Dans Mathématiques souterraines, il fait ressortir avec force le contraste saisissant entre la souffrance et le désespoir d'une fille "arrachée au soleil" et un autre monde où les "dieux du radar sont tous out et toussent et se touchent et se poussent et se foutent et se mouchent dans la soute à cartouches".
Midnight express
La beauté et l'émotion qui se dégagent de ses chansons à l'univers glacé font éclore une force étrange. Une envie de frapper alors qu'on sait déjà qu'on ne va frapper que dans le vide et le mou, se heurtant à l'absurde et à la raison dressés devant nous. On ressent une sourde colère, force et envie étranges de bousculer, de bouger les choses. Même genre de sensations que je me souviens avoir ressenties un jour après avoir vu "Midnight express". Mêmes cris à travers la violence des images. Même façon de montrer, de dire sans expliciter. Des mots qui libèrent, exorcisent, exprimant ce qui peut être toujours enfoui, ravalé parce que trop noir. Ressort le non-dit, le "maux-dit". Angoisse, souffrance, noir total. Sûr qu'on n'éprouve pas vraiment de profondes prédilections pour ça ! Tout ce qui appartient à ce lot ensoleillé, on s'est souvent voilé les yeux pour l'ignorer, l'oublier, ne pas le voir. Ou accroché pour ne pas y sombrer. On y a peut-être tous trempé un pied, tellement glacé qu'on a préféré ne pas s'y attarder.
"On cache tout ce qui nous fait un peu "déplaisir". Mais il faut lutter contre ce qui nous emmerde plutôt que de l'ignorer... On voudrait donner l'image de gens gais, contents de vivre. Et c'est complètement faux. On fait semblant... Il y a une majorité de gens qui perdent toute leur énergie à faire semblant de vivre. Mais je trouve ça insensé".
"C'est complètement con de se dire : non, je ne vais pas exprimer ça parce que c'est trop noir.
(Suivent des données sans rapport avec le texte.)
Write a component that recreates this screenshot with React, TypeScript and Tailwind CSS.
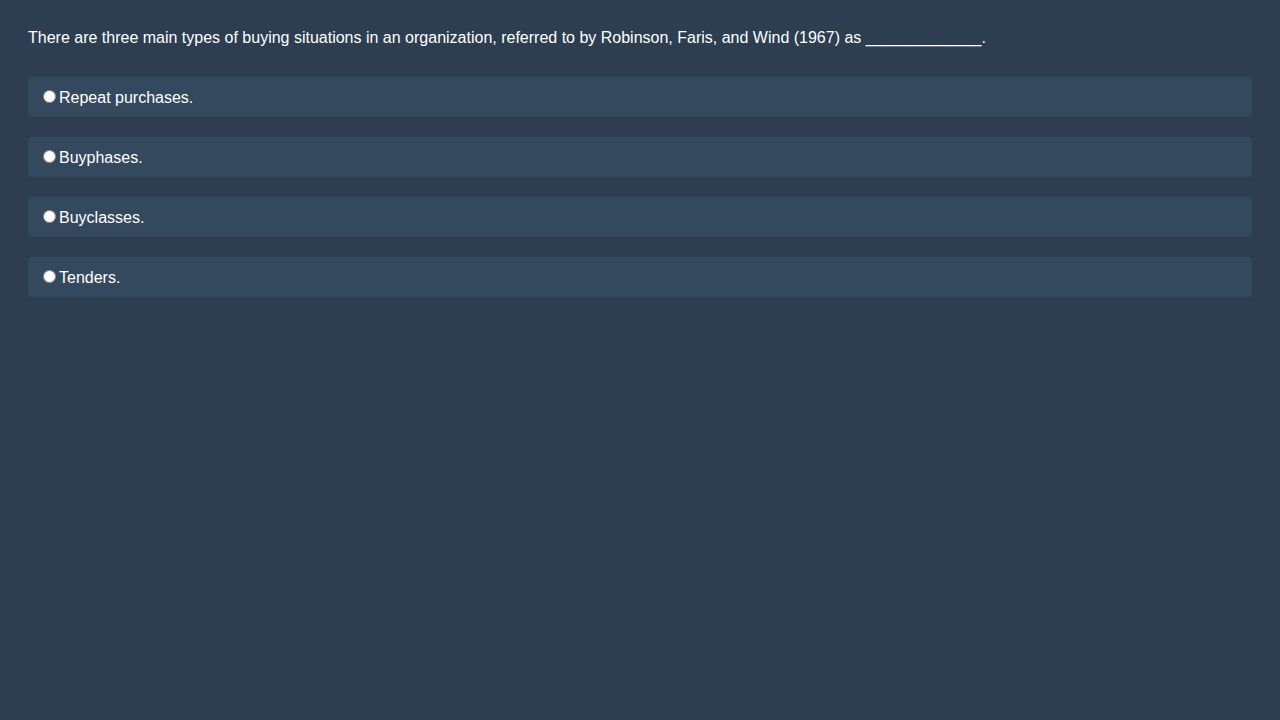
import { useState } from "react";

const options = ["Repeat purchases.", "Buyphases.", "Buyclasses.", "Tenders."];

export default function App() {
  const [selected, setSelected] = useState<string | null>(null);

  return (
    <div
      className="min-h-screen bg-[#2c3e50] text-white px-[28px] pt-[29px]"
      style={{ fontFamily: '"Liberation Sans", Arial, sans-serif' }}
    >
      <p className="text-[16px] leading-[18px] mb-[30px]">
        There are three main types of buying situations in an organization, referred to by Robinson, Faris, and Wind (1967) as _____________.
      </p>

      <div className="flex flex-col gap-[20px]">
        {options.map((opt) => (
          <label
            key={opt}
            className="flex items-center h-[40px] px-[10px] pt-[2px] bg-[#34495e] rounded-[4px] text-[16px] leading-[18px] cursor-pointer"
          >
            <input
              type="radio"
              name="answer"
              className="ml-[5px] mr-[3px] mt-[-4px] w-[13px] h-[13px]"
              checked={selected === opt}
              onChange={() => setSelected(opt)}
            />
            <span>{opt}</span>
          </label>
        ))}
      </div>
    </div>
  );
}
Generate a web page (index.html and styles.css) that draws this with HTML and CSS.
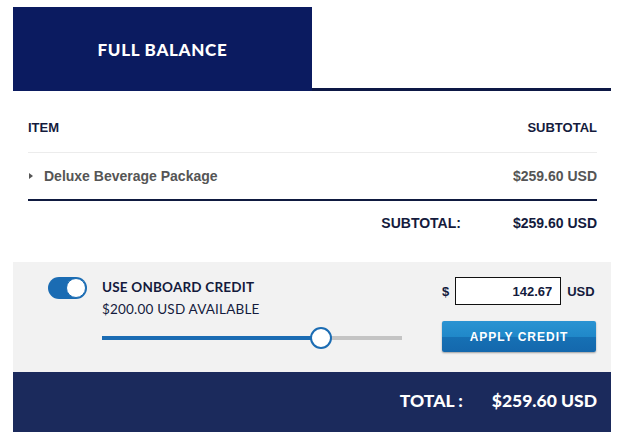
FILE: index.html
```html
<!DOCTYPE html>
<html lang="en">
<head>
    <meta charset="UTF-8">
    <meta name="viewport" content="width=device-width, initial-scale=1.0">
    <title>Full Balance</title>
    <link rel="stylesheet" href="styles.css">
</head>
<body>
    <div class="wrap">
        <div class="tabs">
            <div class="tab active">FULL BALANCE</div>
            <div class="tab-rest"></div>
        </div>

        <div class="table">
            <div class="row head">
                <span>ITEM</span>
                <span>SUBTOTAL</span>
            </div>
            <div class="row item">
                <span class="item-name"><span class="caret"></span>Deluxe Beverage Package</span>
                <span>$259.60 USD</span>
            </div>
            <div class="row subtotal">
                <span class="sub-label">SUBTOTAL:</span>
                <span>$259.60 USD</span>
            </div>
        </div>

        <div class="credit">
            <div class="toggle"><span class="knob"></span></div>
            <div class="credit-info">
                <div class="credit-title">USE ONBOARD CREDIT</div>
                <div class="credit-avail">$200.00 USD AVAILABLE</div>
                <div class="slider">
                    <div class="slider-fill" style="width: 72.7%"></div>
                    <div class="slider-thumb" style="left: 72.7%"></div>
                </div>
            </div>
            <div class="credit-apply">
                <div class="amount">
                    <span class="cur">$</span>
                    <input class="amount-input" type="text" value="142.67">
                    <span class="cur">USD</span>
                </div>
                <button class="apply-btn">APPLY CREDIT</button>
            </div>
        </div>

        <div class="total">
            <span class="total-label">TOTAL :</span>
            <span>$259.60 USD</span>
        </div>
    </div>
</body>
</html>
```

FILE: styles.css
```css
body {
    margin: 0;
    font-family: "Liberation Sans", Arial, sans-serif;
    background: #fff;
}
.wrap {
    width: 598px;
    margin: 7px 0 0 13px;
}
.tabs {
    display: flex;
}
.tab {
    width: 299px;
    height: 84px;
    display: flex;
    align-items: center;
    justify-content: center;
    background-color: #0b1b60;
    color: #fff;
    font-family: Lato, "Liberation Sans", sans-serif;
    font-weight: 900;
    font-size: 17px;
    letter-spacing: 0.7px;
}
.tab-rest {
    flex: 1;
    border-bottom: 3px solid #0d1845;
}
.table {
    padding: 0 14px 0 15px;
}
.row {
    display: flex;
    justify-content: space-between;
    align-items: center;
    font-weight: bold;
    font-size: 14px;
    line-height: 14px;
}
.head {
    padding: 30px 0 17px;
    color: #141b3d;
    font-size: 13px;
    border-bottom: 1px solid #ececec;
}
.item {
    height: 46px;
    color: #555;
    border-bottom: 2px solid #0f1a40;
}
.item-name {
    display: flex;
    align-items: center;
}
.caret {
    width: 0;
    height: 0;
    border-top: 3.5px solid transparent;
    border-bottom: 3.5px solid transparent;
    border-left: 4px solid #555;
    margin: 0 11px 0 1px;
}
.subtotal {
    height: 44px;
    color: #141b3d;
    justify-content: flex-end;
}
.sub-label {
    margin-right: 52px;
}
.credit {
    margin-top: 17px;
    height: 110px;
    box-sizing: border-box;
    padding: 15px 15px 0 35px;
    background-color: #f2f2f2;
    display: flex;
    align-items: flex-start;
}
.toggle {
    width: 39px;
    height: 22px;
    border-radius: 11px;
    background-color: #1b6cb3;
    position: relative;
    margin-right: 15px;
}
.knob {
    position: absolute;
    right: 1px;
    top: 1px;
    width: 18px;
    height: 18px;
    border-radius: 50%;
    background: #fff;
    border: 1px solid #1b6cb3;
}
.credit-info {
    width: 300px;
    color: #141b3d;
    font-family: Lato, "Liberation Sans", sans-serif;
}
.credit-title {
    font-weight: bold;
    font-size: 13.5px;
    letter-spacing: 0.2px;
    line-height: 16px;
    margin-top: 2px;
}
.credit-avail {
    font-size: 13.5px;
    letter-spacing: 0.2px;
    line-height: 16px;
    margin-top: 6px;
}
.slider {
    position: relative;
    height: 4px;
    margin-top: 19px;
    background-color: #c4c4c4;
}
.slider-fill {
    height: 100%;
    background-color: #1b6cb3;
}
.slider-thumb {
    position: absolute;
    top: -9px;
    width: 18px;
    height: 18px;
    margin-left: -10px;
    border-radius: 50%;
    background: #fff;
    border: 2px solid #1b6cb3;
}
.credit-apply {
    margin-left: auto;
    width: 154px;
}
.amount {
    display: flex;
    align-items: center;
    color: #141b3d;
    font-weight: bold;
    font-size: 13px;
}
.amount-input {
    width: 106px;
    height: 28px;
    box-sizing: border-box;
    margin: 0 6px 0 6px;
    padding: 0 8px;
    border: 1px solid #111;
    font-family: "Liberation Sans", Arial, sans-serif;
    font-weight: bold;
    font-size: 13px;
    color: #141b3d;
    text-align: right;
    background: #fff;
}
.apply-btn {
    display: block;
    width: 154px;
    height: 31px;
    margin-top: 16px;
    border: 0;
    border-radius: 2px;
    background: linear-gradient(#2a93d2 0%, #2088c9 50%, #1670b4 52%, #1468ad 100%);
    box-shadow: 0 1px 2px rgba(0, 0, 0, 0.35);
    color: #fff;
    font-family: "Liberation Sans", Arial, sans-serif;
    font-weight: bold;
    font-size: 12px;
    letter-spacing: 1px;
    cursor: pointer;
}
.total {
    height: 60px;
    box-sizing: border-box;
    padding: 0 14px 4px 0;
    background-color: #1b2a5c;
    display: flex;
    align-items: center;
    justify-content: flex-end;
    color: #fff;
    font-family: Lato, "Liberation Sans", sans-serif;
    font-weight: 900;
    font-size: 17.5px;
}
.total-label {
    margin-right: 29px;
}
```
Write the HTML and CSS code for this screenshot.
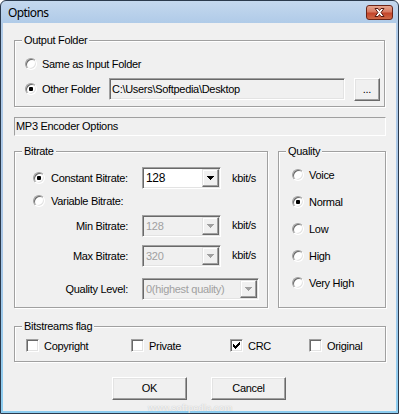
FILE: index.html
```html
<!DOCTYPE html>
<html>
<head>
<meta charset="utf-8">
<title>Options</title>
<link rel="stylesheet" href="styles.css">
</head>
<body>
<div class="window">
  <div class="titlebar">
    <span class="title">Options</span>
    <span class="close">
      <svg width="27" height="15" viewBox="0 0 27 15">
        <path d="M9 3.5h3l1.5 2 1.5-2h3l-3 4 3 4h-3l-1.5-2-1.5 2h-3l3-4z" fill="#fff" stroke="#5a1a10" stroke-width="1"/>
      </svg>
    </span>
  </div>
  <div class="client">
    <div class="group g-output">
      <div class="group-label">Output Folder</div>
      <div class="out-body">
        <div class="out-row">
          <span class="radio"></span><span class="txt">Same as Input Folder</span>
        </div>
        <div class="out-row">
          <span class="radio-label"><span class="radio checked"></span><span class="txt">Other Folder</span></span>
          <div class="field path">C:\Users\Softpedia\Desktop</div>
          <div class="btn browse">...</div>
        </div>
      </div>
    </div>

    <div class="panel">MP3 Encoder Options</div>

    <div class="split">
      <div class="group g-bitrate">
        <div class="group-label">Bitrate</div>
        <div class="br-body">
          <div class="br-row r1">
            <span class="cell"><span class="radio checked"></span><span class="txt">Constant Bitrate:</span></span>
            <div class="combo w79"><span class="combo-text">128</span><span class="combo-btn"><svg width="7" height="4" viewBox="0 0 7 4"><path d="M0 0h7v1h-1v1h-1v1h-1v1h-1v-1h-1v-1h-1v-1h-1z" fill="#000"/></svg></span></div>
            <span class="unit">kbit/s</span>
          </div>
          <div class="br-row r2">
            <span class="cell"><span class="radio"></span><span class="txt">Variable Bitrate:</span></span>
          </div>
          <div class="br-row r3">
            <span class="cell right">Min Bitrate:</span>
            <div class="combo w79 disabled"><span class="combo-text">128</span><span class="combo-btn"><svg width="7" height="4" viewBox="0 0 7 4"><path d="M0 0h7v1h-1v1h-1v1h-1v1h-1v-1h-1v-1h-1v-1h-1z" fill="#a0a0a0"/></svg></span></div>
            <span class="unit up">kbit/s</span>
          </div>
          <div class="br-row r4">
            <span class="cell right">Max Bitrate:</span>
            <div class="combo w79 disabled"><span class="combo-text">320</span><span class="combo-btn"><svg width="7" height="4" viewBox="0 0 7 4"><path d="M0 0h7v1h-1v1h-1v1h-1v1h-1v-1h-1v-1h-1v-1h-1z" fill="#a0a0a0"/></svg></span></div>
            <span class="unit up">kbit/s</span>
          </div>
          <div class="br-row r5">
            <span class="cell right">Quality Level:</span>
            <div class="combo w117 disabled"><span class="combo-text">0(highest quality)</span><span class="combo-btn"><svg width="7" height="4" viewBox="0 0 7 4"><path d="M0 0h7v1h-1v1h-1v1h-1v1h-1v-1h-1v-1h-1v-1h-1z" fill="#a0a0a0"/></svg></span></div>
          </div>
        </div>
      </div>

      <div class="group g-quality">
        <div class="group-label">Quality</div>
        <div class="q-body">
          <div class="q-row"><span class="radio"></span><span class="txt">Voice</span></div>
          <div class="q-row"><span class="radio checked"></span><span class="txt">Normal</span></div>
          <div class="q-row"><span class="radio"></span><span class="txt">Low</span></div>
          <div class="q-row"><span class="radio"></span><span class="txt">High</span></div>
          <div class="q-row"><span class="radio"></span><span class="txt">Very High</span></div>
        </div>
      </div>
    </div>

    <div class="group g-flags">
      <div class="group-label">Bitstreams flag</div>
      <div class="flags-body">
        <span class="flag f1"><span class="check"></span><span class="txt">Copyright</span></span>
        <span class="flag f2"><span class="check"></span><span class="txt">Private</span></span>
        <span class="flag f3"><span class="check"><svg width="9" height="9" viewBox="0 0 9 9"><path d="M1 3h1v1h1v1h1v-1h1v-1h1v-1h1v-1h1v3h-1v1h-1v1h-1v1h-1v1h-1v-1h-1v-1h-1z" fill="#000"/></svg></span><span class="txt">CRC</span></span>
        <span class="flag f4"><span class="check"></span><span class="txt">Original</span></span>
      </div>
    </div>

    <div class="buttons">
      <div class="btn push">OK</div>
      <div class="btn push">Cancel</div>
    </div>
  </div>
  <div class="wm-url">www.softpedia.com</div>
</div>
</body>
</html>
```

FILE: styles.css
```css
html, body {
  margin: 0;
  padding: 0;
  background: #fff;
}

.window {
  position: relative;
  width: 399px;
  height: 414px;
  box-sizing: border-box;
  border: 1px solid #2b3a4d;
  border-radius: 6px 6px 0 0;
  background: linear-gradient(#c4d8ee 0px, #b0cbe8 22px, #a9c6e6 60%, #8ccdf0 100%);
  display: flex;
  flex-direction: column;
  overflow: hidden;
  font-family: "Liberation Sans", Arial, sans-serif;
  font-size: 11px;
  letter-spacing: -0.3px;
  color: #000;
}

.titlebar {
  height: 22px;
  flex: none;
  display: flex;
  align-items: flex-start;
  justify-content: space-between;
}

.title {
  font-family: "Noto Sans", "Open Sans", sans-serif;
  font-size: 12px;
  letter-spacing: -0.6px;
  line-height: 22px;
  padding-left: 7px;
  padding-top: 1px;
  color: #000;
}

.close {
  width: 27px;
  height: 15px;
  margin-top: 4px;
  margin-right: 5px;
  box-sizing: border-box;
  border: 1px solid #6b2418;
  border-radius: 3px;
  background: linear-gradient(#e6a58f 0%, #d77a62 45%, #c3442a 55%, #cf6a48 100%);
  display: flex;
  overflow: hidden;
}
.close svg {
  margin: -1px;
}

.client {
  flex: 1;
  margin: 0 2px 2px 2px;
  background: #f0f0f0;
  padding: 17px 0 0 11px;
  display: flex;
  flex-direction: column;
  align-items: flex-start;
}

.txt {
  white-space: nowrap;
}

/* Group boxes */
.group {
  box-sizing: border-box;
  border: 1px solid #a0a0a0;
  box-shadow: 1px 1px 0 #fff, inset 1px 1px 0 #fff;
  display: flex;
  flex-direction: column;
}

.group-label {
  width: max-content;
  margin: -7px 0 0 7px;
  padding: 0 2px;
  height: 13px;
  line-height: 13px;
  background: #f0f0f0;
  white-space: nowrap;
}

.g-output {
  width: 371px;
}

.out-body {
  margin-top: 5px;
  padding: 0 0 5px 10px;
  display: flex;
  flex-direction: column;
  gap: 1px;
}

.out-row {
  height: 24px;
  display: flex;
  align-items: center;
  gap: 5px;
}
.out-row:nth-child(2) {
  gap: 0;
}

.radio-label {
  width: 84px;
  display: flex;
  align-items: center;
  gap: 5px;
}

/* Classic radio */
.radio {
  position: relative;
  flex: none;
  width: 12px;
  height: 12px;
  box-sizing: border-box;
  border-radius: 50%;
  background: #fff;
  border: 1px solid;
  border-color: #a0a0a0 #fff #fff #a0a0a0;
  box-shadow: inset 1px 1px 0 #696969, inset -1px -1px 0 #e3e3e3;
}
.radio.checked::after {
  content: "";
  position: absolute;
  left: 3px;
  top: 3px;
  width: 4px;
  height: 4px;
  border-radius: 1px;
  background: #000;
}

/* Classic checkbox */
.check {
  flex: none;
  width: 13px;
  height: 13px;
  box-sizing: border-box;
  background: #fff;
  border: 1px solid;
  border-color: #a0a0a0 #fff #fff #a0a0a0;
  box-shadow: inset 1px 1px 0 #696969, inset -1px -1px 0 #e3e3e3;
  padding: 1px;
  display: flex;
}
.check svg {
  display: block;
}

/* Sunken field */
.field {
  box-sizing: border-box;
  border: 1px solid;
  border-color: #a0a0a0 #fff #fff #a0a0a0;
  box-shadow: inset 1px 1px 0 #696969, inset -1px -1px 0 #e3e3e3;
}
.path {
  width: 236px;
  height: 22px;
  background: #f0f0f0;
  padding-left: 2px;
  line-height: 20px;
  white-space: nowrap;
  overflow: hidden;
}

/* Raised buttons */
.btn {
  box-sizing: border-box;
  border: 1px solid;
  border-color: #fff #696969 #696969 #fff;
  box-shadow: inset -1px -1px 0 #a0a0a0, inset 1px 1px 0 #e3e3e3;
  background: #f0f0f0;
  display: flex;
  align-items: center;
  justify-content: center;
}
.browse {
  width: 26px;
  height: 23px;
  margin-left: 9px;
  padding-bottom: 1px;
}

.panel {
  margin-top: 10px;
  width: 372px;
  height: 19px;
  box-sizing: border-box;
  border: 1px solid;
  border-color: #a0a0a0 #fff #fff #a0a0a0;
  padding-left: 1px;
  line-height: 17px;
}

.split {
  margin-top: 15px;
  display: flex;
  gap: 10px;
}

.g-bitrate {
  width: 254px;
}
.g-quality {
  width: 108px;
}

.br-body {
  margin-top: 9px;
  padding: 0 0 7px 18px;
  display: flex;
  flex-direction: column;
}

.br-row {
  height: 22px;
  display: flex;
  align-items: center;
}
.br-row.r2 { margin-top: 1px; }
.br-row.r3 { margin-top: 3px; }
.br-row.r4 { margin-top: 8px; }
.br-row.r5 { margin-top: 11px; }

.cell {
  width: 109px;
  flex: none;
  display: flex;
  align-items: center;
  gap: 6px;
  box-sizing: border-box;
}
.cell.right {
  justify-content: flex-end;
  padding-right: 14px;
  white-space: nowrap;
}

.combo {
  height: 22px;
  box-sizing: border-box;
  border: 1px solid;
  border-color: #a0a0a0 #fff #fff #a0a0a0;
  box-shadow: inset 1px 1px 0 #696969, inset -1px -1px 0 #e3e3e3;
  padding: 1px;
  background: #fff;
  display: flex;
}
.combo.w79 { width: 79px; }
.combo.w117 { width: 117px; }
.combo.disabled {
  background: #f0f0f0;
  color: #a0a0a0;
}
.combo-text {
  flex: 1;
  padding-left: 2px;
  line-height: 18px;
  white-space: nowrap;
  overflow: hidden;
}
.w79:not(.disabled) .combo-text {
  font-size: 12px;
}
.combo-btn {
  width: 17px;
  height: 18px;
  box-sizing: border-box;
  border: 1px solid;
  border-color: #e3e3e3 #696969 #696969 #e3e3e3;
  box-shadow: inset -1px -1px 0 #a0a0a0, inset 1px 1px 0 #fff;
  background: #f0f0f0;
  display: flex;
  align-items: center;
  justify-content: center;
}
.combo-btn svg {
  display: block;
  margin-left: 0;
}

.unit {
  margin-left: 11px;
  white-space: nowrap;
}
.unit.up {
  margin-top: -3px;
}

.q-body {
  margin-top: 3px;
  padding: 0 0 0 13px;
  display: flex;
  flex-direction: column;
}
.q-row {
  height: 27px;
  display: flex;
  align-items: center;
  gap: 5px;
}

.g-flags {
  margin-top: 18px;
  width: 372px;
}
.flags-body {
  margin-top: 6px;
  padding: 0 0 9px 11px;
  display: flex;
  height: 13px;
}
.flag {
  display: flex;
  align-items: center;
  gap: 5px;
  height: 13px;
}
.f1 { width: 105px; }
.f2 { width: 99px; }
.f3 { width: 79px; }

.buttons {
  margin-top: 15px;
  align-self: stretch;
  margin-left: -11px;
  display: flex;
  justify-content: center;
  gap: 24px;
  padding-right: 1px;
}
.push {
  width: 75px;
  height: 23px;
  line-height: 21px;
}

/* Softpedia watermark overlay */
.wm-url {
  position: absolute;
  left: 147px;
  top: 402px;
  font-family: "Liberation Sans", sans-serif;
  font-weight: bold;
  font-size: 9px;
  letter-spacing: 0;
  color: rgba(255, 255, 255, 0.75);
  text-shadow: 0 0 1px rgba(100, 100, 100, 0.4);
  pointer-events: none;
}
```
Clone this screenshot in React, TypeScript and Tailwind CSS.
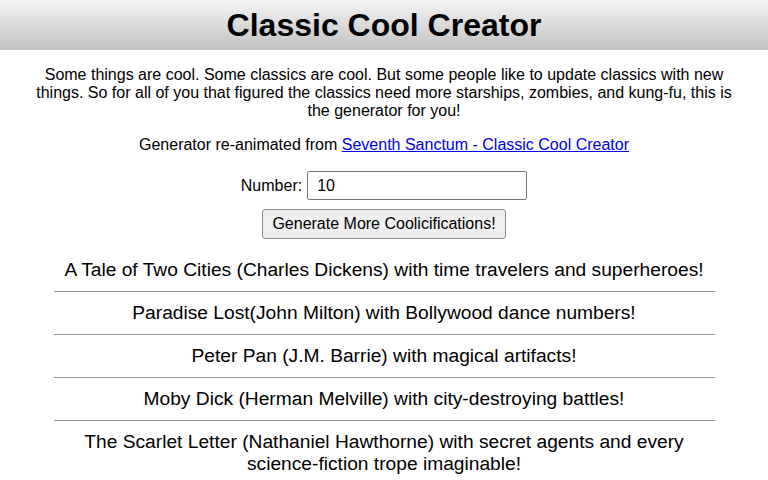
import React from "react";

const ideas = [
  "A Tale of Two Cities (Charles Dickens) with time travelers and superheroes!",
  "Paradise Lost(John Milton) with Bollywood dance numbers!",
  "Peter Pan (J.M. Barrie) with magical artifacts!",
  "Moby Dick (Herman Melville) with city-destroying battles!",
  "The Scarlet Letter (Nathaniel Hawthorne) with secret agents and every science-fiction trope imaginable!",
];

export default function App() {
  return (
    <div
      className="min-h-[480px] bg-white text-black"
      style={{ fontFamily: '"Liberation Sans", Arial, sans-serif' }}
    >
      <header className="h-[50px] flex items-center justify-center bg-gradient-to-b from-[#f4f4f4] to-[#c2c2c2]">
        <h1 className="text-[32px] font-bold leading-none">Classic Cool Creator</h1>
      </header>

      <main className="px-6 text-center text-[16px] leading-[18px]">
        <p className="mt-[16px]">
          Some things are cool. Some classics are cool. But some people like to update classics with new
          things. So for all of you that figured the classics need more starships, zombies, and kung-fu, this is
          the generator for you!
        </p>
        <p className="mt-[16px]">
          Generator re-animated from{" "}
          <a href="#" className="text-[#0000ee] underline">
            Seventh Sanctum - Classic Cool Creator
          </a>
        </p>

        <div className="mt-[17px] flex items-center justify-center gap-[5px]">
          <label htmlFor="num">Number:</label>
          <input
            id="num"
            defaultValue="10"
            className="w-[220px] h-[29px] border border-[#767676] rounded-[2px] px-[9px] text-[16px] outline-none"
          />
        </div>
        <div className="mt-[9px] flex justify-center">
          <button className="h-[30px] w-[244px] bg-[#efefef] border border-[#8a8a8a] rounded-[3px] text-[16px]">
            Generate More Coolicifications!
          </button>
        </div>

        <div className="mt-[10px] mx-auto w-[661px]">
          {ideas.map((idea, i) => (
            <div key={i}>
              <div className="py-[10px] px-[8px] text-[19.2px] leading-[22px]">{idea}</div>
              {i < ideas.length - 1 && <div className="h-px bg-[#999999]" />}
            </div>
          ))}
        </div>
      </main>
    </div>
  );
}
Ou je ne vais pas exprimer ça parce que ça fait trop rêveur, le mec qui plane trop... Le désespoir, les états suicidaires, c'est une chose complètement tabou. On n'en parle pas. C'est interdit d'en parler. Les dépressions nerveuses et toutes ces histoires-là, on les enferme derrière un grand mur de silence... Et chaque fois que tu parles de choses comme ça, on te dit : vous n'avez pas le droit d'en parler. Pourquoi j'ai pas le droit ? C'est quand même fort ça ! Plus tu vas mal, moins tu as le droit de parler... On n'en sortira jamais si on continue à planter des tabous partout".
Je dédie cette note à Jean Théfaine et à ses proches. Ce cabaret est endeuillé depuis que j'ai appris la triste nouvelle... Je n'oublierai pas la gentillesse avec laquelle Jean avait accepté d'écrire une note sur ce même blog, il y a un petit moment déjà. Oui, la vie, c'est l'équilibre en deuil...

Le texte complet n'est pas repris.